» Task description
Return the material exactly, first line through the line containing "import React from", and nothing more. Pictures stay out.

[begin The records]

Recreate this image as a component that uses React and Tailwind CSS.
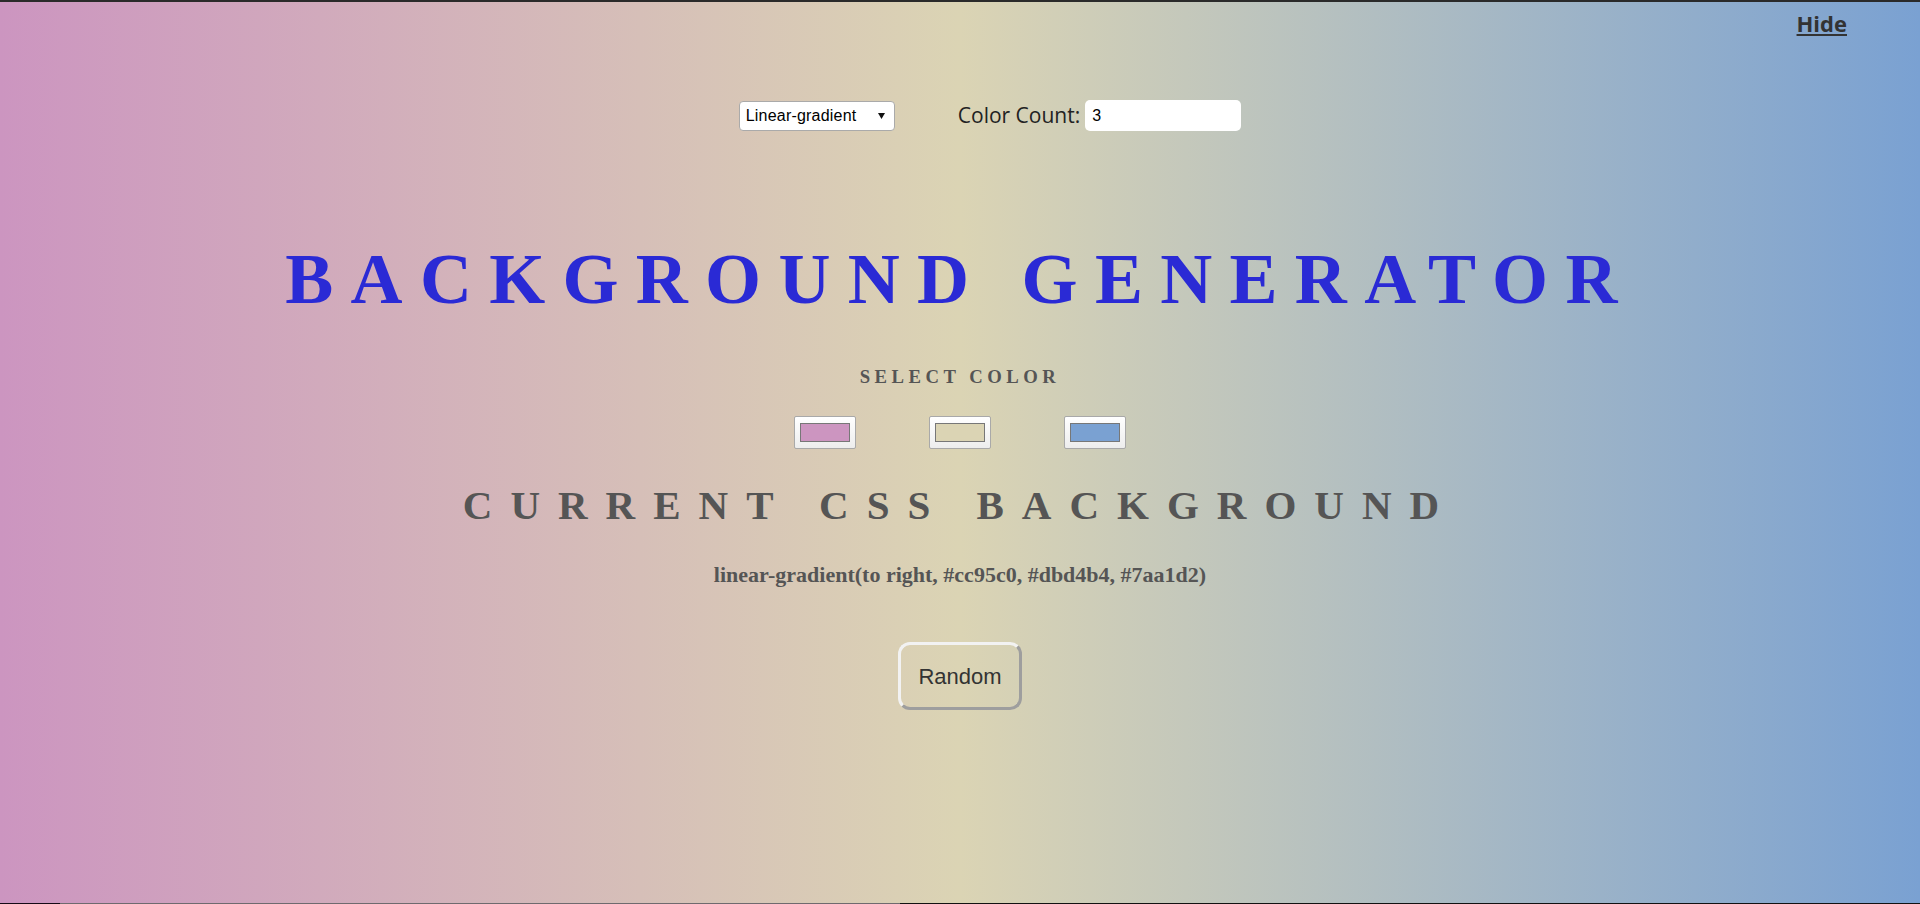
import React from "react";

function Swatch({ color }) {
  return (
    <div className="w-[62px] h-[33px] px-[5px] py-[6px] border border-[#a9a9a9] rounded-[2px] bg-[linear-gradient(to_bottom,#ffffff,#ededed)]">
      <div className="w-full h-full border border-[#777777]" style={{ backgroundColor: color }} />
    </div>
  );
}

export default function App() {
  return (
    <div className="h-screen w-full flex flex-col bg-[linear-gradient(to_right,#cc95c0,#dbd4b4,#7aa1d2)] overflow-hidden">
      <div className="h-[2px] bg-[#2a2a2a] shrink-0" />

      <div className="flex justify-end pr-[73px] pt-[10px] shrink-0">
        <button className="h-[22px] leading-none text-[22px] font-bold text-[#333333] underline decoration-2 underline-offset-[2px] font-['Open_Sans',sans-serif]">
          Hide
        </button>
      </div>

      <div className="mt-[66px] h-[31px] flex items-center justify-center pl-[60px] shrink-0">
        <div className="w-[156px] h-[30px] bg-white border border-[#aaaaaa] rounded-[4px] flex items-center justify-between pl-[6px] pr-[9px] font-['Liberation_Sans',Arial,sans-serif] text-[16px] text-black">
          <span className="tracking-[0.2px]">Linear-gradient</span>
          <svg width="7" height="6" viewBox="0 0 7 6">
            <path d="M0 0 L7 0 L3.5 6 Z" fill="#111" />
          </svg>
        </div>
        <span className="ml-[63px] text-[21px] text-[#222222] font-['Open_Sans',sans-serif] leading-none">
          Color Count:
        </span>
        <div className="ml-[5px] w-[156px] h-[31px] bg-white rounded-[5px] flex items-center pl-[7px] font-['Liberation_Sans',Arial,sans-serif] text-[16px] text-black">
          3
        </div>
      </div>

      <h1 className="mt-[112px] h-[72px] leading-none text-center text-[72px] font-bold tracking-[17.3px] text-[#2a2ad5] font-['Liberation_Serif','Times_New_Roman',serif] shrink-0 whitespace-nowrap">
        BACKGROUND GENERATOR
      </h1>

      <h3 className="mt-[53px] h-[19px] leading-none text-center text-[18.72px] font-bold tracking-[4.5px] text-[#555555] font-['Liberation_Serif','Times_New_Roman',serif] shrink-0">
        SELECT COLOR
      </h3>

      <div className="mt-[29px] flex justify-center gap-[73px] shrink-0">
        <Swatch color="#cc95c0" />
        <Swatch color="#dbd4b4" />
        <Swatch color="#7aa1d2" />
      </div>

      <h2 className="mt-[36px] h-[41px] leading-none text-center text-[41px] font-bold tracking-[18px] text-[#555555] font-['Liberation_Serif','Times_New_Roman',serif] shrink-0 whitespace-nowrap">
        CURRENT CSS BACKGROUND
      </h2>

      <p className="mt-[38px] h-[22px] leading-none text-center text-[22px] font-bold text-[#555555] font-['Liberation_Serif','Times_New_Roman',serif] shrink-0">
        linear-gradient(to right, #cc95c0, #dbd4b4, #7aa1d2)
      </p>

      <div className="mt-[56px] flex justify-center shrink-0">
        <button className="w-[124px] h-[68px] rounded-[12px] border-[3px] border-t-[#f2f2f2] border-l-[#f2f2f2] border-b-[#9e9e9e] border-r-[#9e9e9e] bg-transparent text-[22px] text-[#333333] font-['Liberation_Sans',Arial,sans-serif]">
          Random
        </button>
      </div>

      <div className="mt-auto h-px flex shrink-0">
        <div className="w-[60px] bg-[#150a15]" />
        <div className="w-[840px] bg-[#6e6a6e]" />
        <div className="flex-1 bg-[#111111]" />
      </div>
    </div>
  );
}
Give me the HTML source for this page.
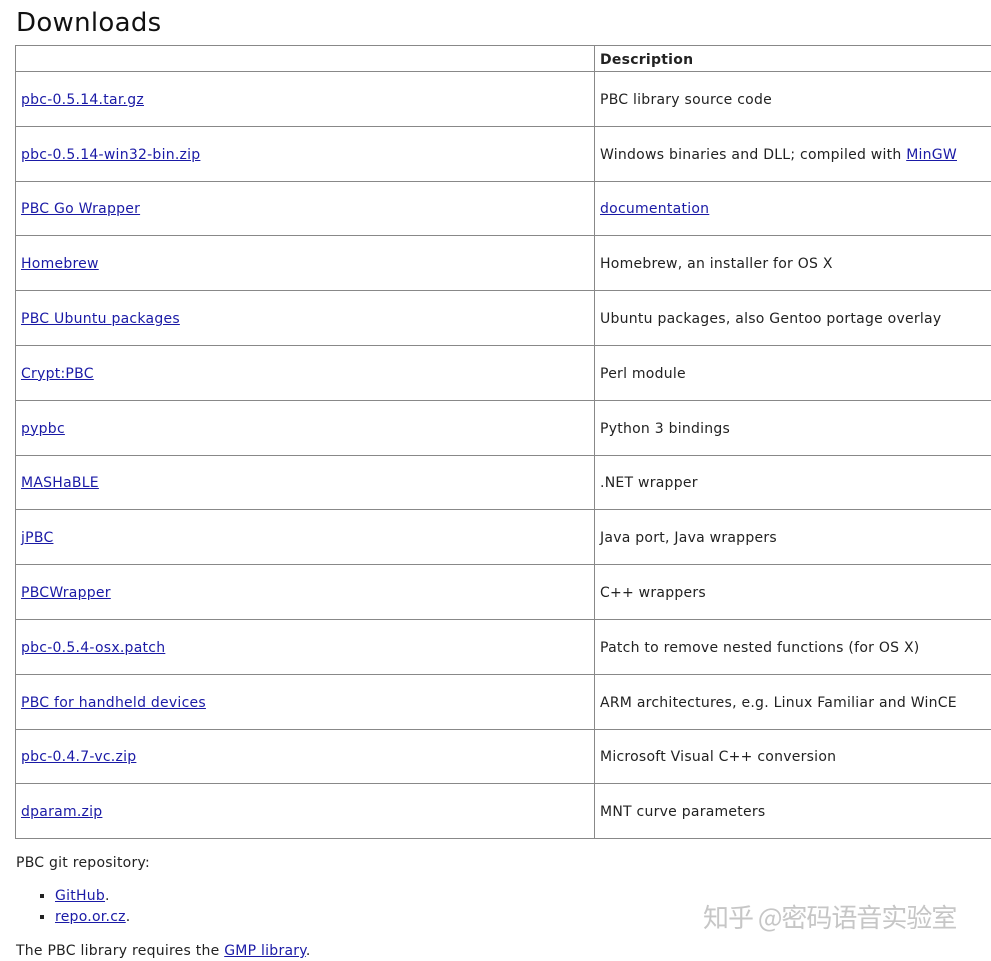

[end The records]

» Worked solution
Recreate this image as a component that uses React and Tailwind CSS.
import React from "react";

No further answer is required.